San girls empowerment programme
San girls living in extremely poor and marginalised communities experience a diminished sense of self-esteem, shyness and fear of self-expression, lack of ambition as well as lack of connectedness to their cultures, peers, communities and schools. They are exposed to all forms of violence including rape by men of other ethnic groups, among them police officers, army personnel and members of anti-poaching units, hostel fathers, shopkeepers, truck drivers, as well as men from their own communities. Schools in most of their communities do not provide mother tongue education for San children and have no San staff or support staff to support San learners. They exclude San history and heritage in their curriculum, and practise discrimination and violent corporal punishment against San children. Most girls drop out at a young age due to early pregnancy and motherhood. Parents may force girls into child marriage or co-habitation as a means of survival.
This programme was purposefully designed to draw from and complement the on-going work of the WLC with San young women in specific communities. Some of the young women from this programme have become mentors for the San Girls’ Empowerment Programme.
The objective of this programme is to build resilience among San schoolgirls aged 8 -14 years old, by supporting them to develop cultural pride, challenge and overcome discrimination, prevent violence and abuse including child marriage and early pregnancies, and complete their education.
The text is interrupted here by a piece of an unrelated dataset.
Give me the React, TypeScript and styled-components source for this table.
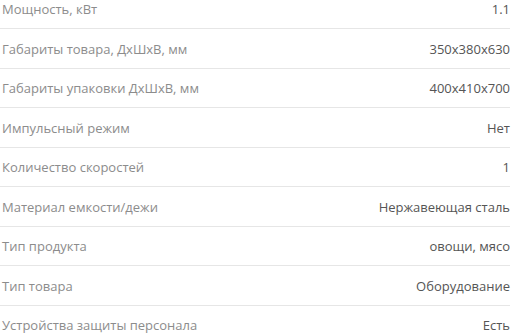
import * as React from "react";
import styled, {createGlobalStyle} from "styled-components";

const GlobalStyle = createGlobalStyle`
  html, body {
    margin: 0;
    padding: 0;
    background: #fff;
    overflow: hidden;
  }
`

const specs: [string, string][] = [
    ["Мощность, кВт", "1.1"],
    ["Габариты товара, ДхШхВ, мм", "350x380x630"],
    ["Габариты упаковки ДхШхВ, мм", "400x410x700"],
    ["Импульсный режим", "Нет"],
    ["Количество скоростей", "1"],
    ["Материал емкости/дежи", "Нержавеющая сталь"],
    ["Тип продукта", "овощи, мясо"],
    ["Тип товара", "Оборудование"],
    ["Устройства защиты персонала", "Есть"],
];

const List = styled.dl`
  width: 510px;
  margin: -10.5px 0 0;
  padding: 0;
  font-family: "Open Sans", "Noto Sans", sans-serif;
  font-size: 13px;
`

const Row = styled.div`
  display: flex;
  justify-content: space-between;
  align-items: center;
  padding: 9.5px 0 9px 2px;
  line-height: 20px;
  border-bottom: 1px solid #e6e6e6;
`

const Label = styled.dt`
  margin: 0;
  color: #8c8c8c;
`

const Value = styled.dd`
  margin: 0;
  color: #555;
`

const App = () => (
    <>
        <GlobalStyle/>
        <List>
            {specs.map(([label, value], i) => (
                <Row key={`spec${i}`}>
                    <Label>{label}</Label>
                    <Value>{value}</Value>
                </Row>
            ))}
        </List>
    </>
);

export default App;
We seek to promote the protective factors that have been identified internationally in work with marginalised and traumatised children, which include strengthened self knowledge, self-esteem, cultural pride, connectedness to others through friendship and building strong relationships to their parents, their mentors in this programme, supportive teachers and other community members. We also provide them with age-appropriate knowledge and skills to promote their personal development and help them to stay in school and complete their education.
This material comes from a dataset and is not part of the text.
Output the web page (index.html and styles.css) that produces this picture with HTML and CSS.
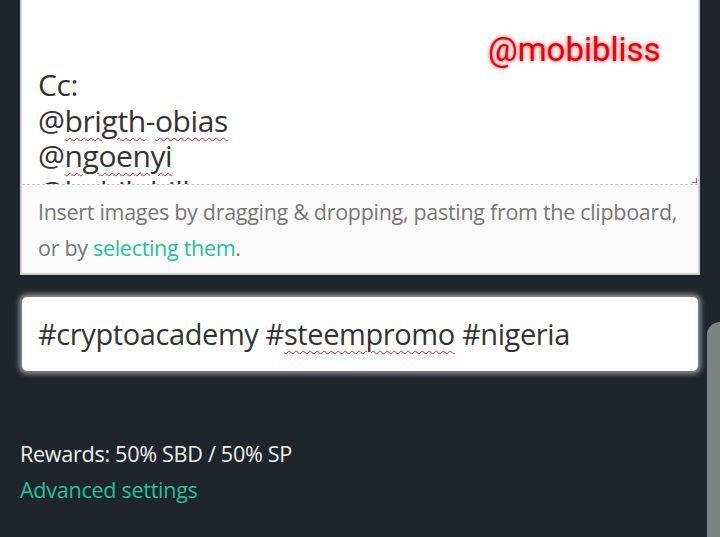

San Girls Circle in Drimiopsis, Omaheke Region
ACTIVITIES AND ACHIEVEMENTS IN 2019
During this Phase 2 of the programme we were able to add three new villages to the four that have already been involved during Phase 1. We conducted two training of trainers’ workshops as well as local activities with San girls who are members of the San Girls Circles. The San Girls Circles provide safe spaces in which the girls can share, play, learn and grow.
3.1 TRAINING THE MENTORS
Through two training of trainers workshops held in Windhoek, 14 San community leaders from 7 villages received training as mentors for San girls aged between 8 and 14 years in their communities. They received new materials developed by the WLC director for altogether twenty meetings of their San Girls Circles.
The first training focussed on the importance of San girls knowing their history and reconnecting with their culture as the most important protective factors for marginalised indigenous children to strengthen their self-knowledge, self-esteem, cultural pride and connectedness to their community. The training also focussed on helping San girls to build strong friendships with other girls and good relationships to their parents, mentors in this programme, supportive teachers and other community members. Research has shown that finding one supportive adult can make all the difference in a vulnerable child’s life.
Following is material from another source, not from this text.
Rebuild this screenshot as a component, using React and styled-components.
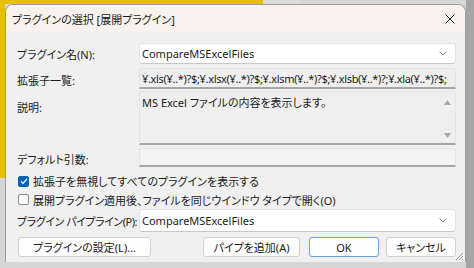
import React from 'react';
import styled, { createGlobalStyle } from 'styled-components';

const GlobalStyle = createGlobalStyle`
  html, body { margin: 0; padding: 0; }
  body {
    font-family: "Noto Sans", "Noto Sans CJK JP", sans-serif;
    font-size: 11px;
    font-feature-settings: "palt";
    color: #1b1b1b;
  }
`;

const Desktop = styled.div`
  width: 474px;
  height: 268px;
  overflow: hidden;
  padding: 4px 0 0 5px;
  box-sizing: border-box;
  background:
    linear-gradient(#e7bf06, #e7bf06) 0 0 / 263px 4px no-repeat,
    linear-gradient(#dcdcdc, #dcdcdc) 263px 0 / 38px 4px no-repeat,
    linear-gradient(#e7bf06, #e7bf06) 0 0 / 5px 178px no-repeat,
    linear-gradient(#a5a5a5, #a5a5a5) 466px 0 / 8px 268px no-repeat,
    #d6d6d6;
`;

const Window = styled.div`
  width: 461px;
  height: 258px;
  background: #f0f0f0;
  border: 1px solid #9c9c9c;
  border-bottom: none;
  border-radius: 8px 8px 0 0;
  box-sizing: border-box;
  overflow: hidden;
  position: relative;
  display: flex;
  flex-direction: column;
`;

const TitleBar = styled.div`
  height: 27px;
  background: #f7f3ec;
  display: flex;
  align-items: center;
  justify-content: space-between;
  padding: 0 10px 0 6px;
  color: #1a1a1a;
`;

const Body = styled.div`
  display: flex;
  flex-direction: column;
  padding: 0 9px 0 11px;
`;

const Row = styled.div`
  display: grid;
  grid-template-columns: 122px 1fr;
  height: ${p => p.$h}px;
  margin-top: ${p => p.$mt || 0}px;
`;

const Label = styled.div`
  display: flex;
  align-items: ${p => (p.$top ? 'flex-start' : 'center')};
  padding-top: ${p => p.$pt || 0}px;
  letter-spacing: ${p => (p.$tight ? '-0.45px' : 'normal')};
  white-space: nowrap;
`;

const Combo = styled.div`
  background: #ffffff;
  border: 1px solid #e3e3e3;
  border-bottom-color: #c8c8c8;
  border-radius: 3px;
  display: flex;
  align-items: center;
  justify-content: space-between;
  padding: 0 8px 0 2px;
`;

const ReadOnly = styled.div`
  background: ${p => p.$bg || '#efefef'};
  border: 1px solid #e4e4e4;
  border-bottom: 2px solid #a6a6a6;
  border-radius: 3px 3px 0 0;
  display: flex;
  align-items: ${p => (p.$top ? 'flex-start' : 'center')};
  justify-content: space-between;
  padding: ${p => (p.$top ? '2px 4px 0 2px' : '0 0 0 2px')};
  letter-spacing: ${p => (p.$tight ? '-0.32px' : 'normal')};
  overflow: hidden;
  white-space: nowrap;
`;

const Scroll = styled.div`
  height: 100%;
  display: flex;
  flex-direction: column;
  justify-content: space-between;
  padding: 6px 0 5px;
  box-sizing: border-box;
`;

const CheckRow = styled.label`
  display: flex;
  align-items: center;
  gap: 4px;
  height: ${p => p.$h}px;
  margin-top: ${p => p.$mt || 0}px;
  padding-left: 1px;
`;

const Box = styled.span`
  width: 11px;
  height: 11px;
  border-radius: 2px;
  box-sizing: border-box;
  display: flex;
  align-items: center;
  justify-content: center;
  background: ${p => (p.$on ? '#0a63b8' : '#fbfbfb')};
  border: 1px solid ${p => (p.$on ? '#0a63b8' : '#8a8a8a')};
`;

const Buttons = styled.div`
  display: flex;
  align-items: center;
  height: 20px;
  margin-top: 5px;
  padding-left: 1px;
`;

const Button = styled.button`
  font: inherit;
  font-feature-settings: "palt";
  color: #1b1b1b;
  width: ${p => p.$w}px;
  height: 20px;
  margin-left: ${p => p.$ml || 0}px;
  background: #fdfdfd;
  border: 1px solid ${p => (p.$primary ? '#6aa3d8' : '#d2d2d2')};
  border-radius: 3px;
  padding: 0;
  display: flex;
  align-items: center;
  justify-content: center;
`;

const Grip = styled.svg`
  position: absolute;
  right: 1px;
  bottom: 1px;
`;

const Chevron = () => (
  <svg width="8" height="5" viewBox="0 0 8 5">
    <path d="M0.5 0.5 L4 4 L7.5 0.5" fill="none" stroke="#8a8a8a" strokeWidth="1" />
  </svg>
);

const Tri = ({ up }) => (
  <svg width="7" height="5" viewBox="0 0 7 5">
    <path d={up ? 'M0 5 L3.5 0 L7 5 Z' : 'M0 0 L3.5 5 L7 0 Z'} fill="#a8a8a8" />
  </svg>
);

export default function App() {
  return (
    <>
      <GlobalStyle />
      <Desktop>
        <Window>
          <TitleBar>
            <span>プラグインの選択 [展開プラグイン]</span>
            <svg width="10" height="10" viewBox="0 0 10 10">
              <path d="M0.5 0.5 L9.5 9.5 M9.5 0.5 L0.5 9.5" stroke="#222" strokeWidth="1" />
            </svg>
          </TitleBar>
          <Body>
            <Row $h={21} $mt={11}>
              <Label>プラグイン名(N):</Label>
              <Combo>
                <span>CompareMSExcelFiles</span>
                <Chevron />
              </Combo>
            </Row>
            <Row $h={21} $mt={4}>
              <Label $pt={3}>拡張子一覧:</Label>
              <ReadOnly $tight>
                <span>¥.xls(¥..*)?$;¥.xlsx(¥..*)?$;¥.xlsm(¥..*)?$;¥.xlsb(¥..*)?;¥.xla(¥..*)?$;</span>
              </ReadOnly>
            </Row>
            <Row $h={54} $mt={2}>
              <Label $top $pt={8}>説明:</Label>
              <ReadOnly $top>
                <span>MS Excel ファイルの内容を表示します。</span>
                <Scroll>
                  <Tri up />
                  <Tri />
                </Scroll>
              </ReadOnly>
            </Row>
            <Row $h={19} $mt={3}>
              <Label $pt={3}>デフォルト引数:</Label>
              <ReadOnly $bg="#f3f3f3" />
            </Row>
            <CheckRow $h={18} $mt={5}>
              <Box $on>
                <svg width="8" height="7" viewBox="0 0 8 7">
                  <path d="M1 3.5 L3 5.5 L7 1" fill="none" stroke="#fff" strokeWidth="1.2" />
                </svg>
              </Box>
              <span>拡張子を無視してすべてのプラグインを表示する</span>
            </CheckRow>
            <CheckRow $h={19}>
              <Box />
              <span>展開プラグイン適用後、ファイルを同じウインドウ タイプで開く(O)</span>
            </CheckRow>
            <Row $h={23}>
              <Label $tight>プラグイン パイプライン(P):</Label>
              <Combo>
                <span>CompareMSExcelFiles</span>
                <Chevron />
              </Combo>
            </Row>
            <Buttons>
              <Button $w={135}>プラグインの設定(L)...</Button>
              <Button $w={98} $ml={52}>パイプを追加(A)</Button>
              <Button $w={71} $ml={9} $primary>OK</Button>
              <Button $w={71} $ml={7}>キャンセル</Button>
            </Buttons>
          </Body>
          <Grip width="10" height="10" viewBox="0 0 10 10">
            <path d="M9 2 L2 9 M9 5 L5 9 M9 8 L8 9" stroke="#9a9a9a" strokeWidth="1" />
          </Grip>
        </Window>
      </Desktop>
    </>
  );
}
The second training focussed on children’s rights, puberty, sexuality, sexual and reproductive health rights, HIV prevention, and life skills such as problem solving and decision-making. The training was conducted by the WLC director, the programme officer and one of the community leaders who is a primary school teacher and an experienced facilitator for this programme.
3.2 SAN GIRLS CIRCLES
Following each training the community leaders completed ten meetings with their San Girl’s Circles. We reached almost 200 girls with this project. The feedback from the seven villages has been very positive - the community leaders report that the girls love the programme, and some are thinking of starting girls’ choirs and netball teams to keep the girls together beyond the programme and support them to complete their education.
Most of the girls in our group are orphans and were touched by the topic of building relationships with adults. Topics such as child abuse and sexual abuse helped the girls to identify different forms of abuse, how to prevent them and where to get help. Learning about their culture made them feel proud and special and strengthened their interest in their cultural heritage. The girls read some of the materials on their own and were able to explain the content in their own words. This also helps them with their reading skills. The girls share their ideas and talk about the problems they have at their homes. They feel comfortable and participate in all the activities.
Feedback from the girls
- The new girls are shy, so we help them and tell them to talk freely and feel free because we are all girls here. Learning is fun and the games are fun as well. Through the games we get to know each other, they helped me make new friends, now I have five!
- I learnt that we as San girls should stand together and help each other.
- I am talking to my parents freely and standing in front of the community.
- I can speak with my mum freely about my private life.
- I learnt how my body changes, and how to look after myself when I am on my periods.
- I like the topic healthy and unhealthy relationships; we learn how to take care of ourselves
- We learnt about different rights.
- We learn our traditional songs, dances and dramas.
- I am a creative San girl. I am proud of my culture.
- I learnt to be more close to my books than always being with my friends.
- I am now outspoken and doing well in school.
- As a San girl I want to first finish school and study. ”
Through this programme the staff and community leaders of the WLC have deepened our knowledge, understanding, skills and experience in our work with San girls in various communities in Namibia. The methodologies and materials we adapted from similar work by organisations in other countries with traumatised and extremely marginalised children are very useful, and our engagement with the San girls and their communities is rich and rewarding.